Moreover, depending on which Emperor Cards you draw in your game, there are other dedication options, as well as other options to collect VPs and alter your tile placement or lantern dedications. And there are also unique considerations about giving other players Gift Tokens, which complicates tactics a bit relative to the more straightforward original. These are all good things. I’ve seen some analysis paralysis take hold, but the fact that the game’s central mechanic gives something to every play on every turn (or nearly so), means that no one seems to lose interest even on the more fiddly turns with multiple actions and used Gift Tokens.
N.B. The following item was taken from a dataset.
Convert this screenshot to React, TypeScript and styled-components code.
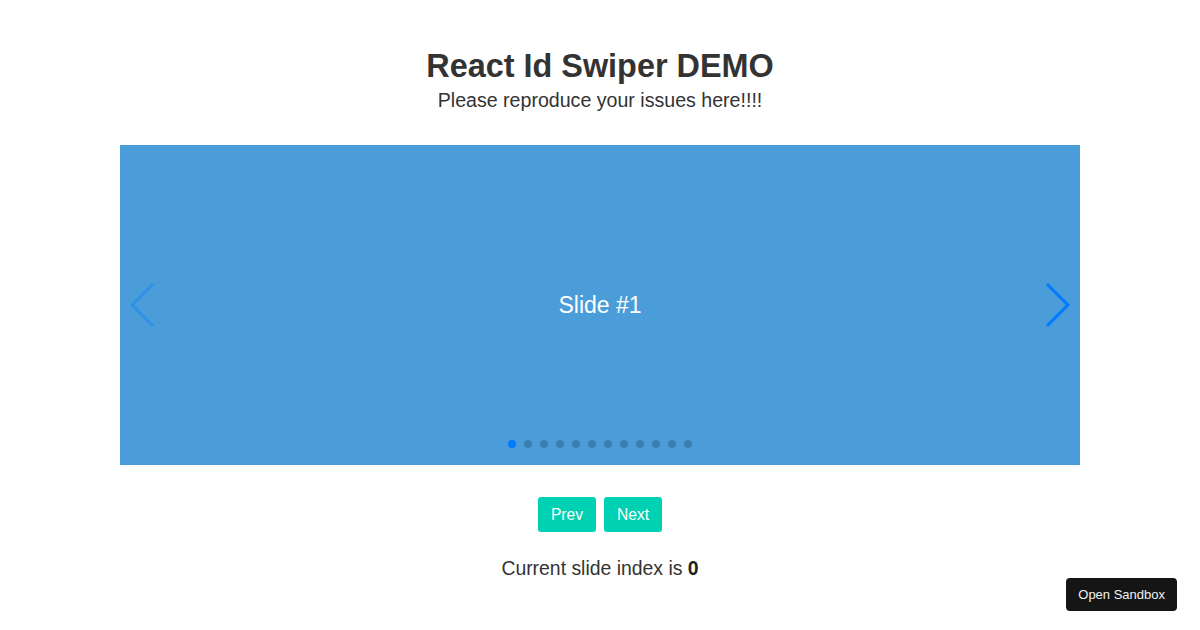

My review of the expansion isn’t based on too many plays. I’m not sure it needs to be though. My aim isn’t to write a comprehensive review, but to say what it does for me: namely, I think this expansion will save the game for me from an eventual collection purge, and renew it as one I can endorse. It adds variance due to the Emperor Card draws, more to consider on each turn, and balances the game appropriately. I’m not sure each of the Emperor Cards is going to be as good as some of the others (the suggested “first time” ones are pretty cool) but there’s plenty to like regardless of which draw you get.

I also think it’s still teachable to non-gamers. As others rightly attest, and I have as well, the game’s core is still elegant and the wonderfully colorful production enhances the experience. I look forward to deepening my experience with the game through the expansion.

Lastly, if you want to strategically balance the base game but without additional complication, you can only add the new dedication tiles.

Lanterns: The Harvest Festival – Conclusions

Lanterns is an elegant, semi-thematic abstract game for 2-4 players with a friendly learning curve, satisfying play length, brilliant visuals, and moderate depth. Eventually it might lose the interest of regular gamers, but the expansion provides new and varied options to refresh the experience amenably.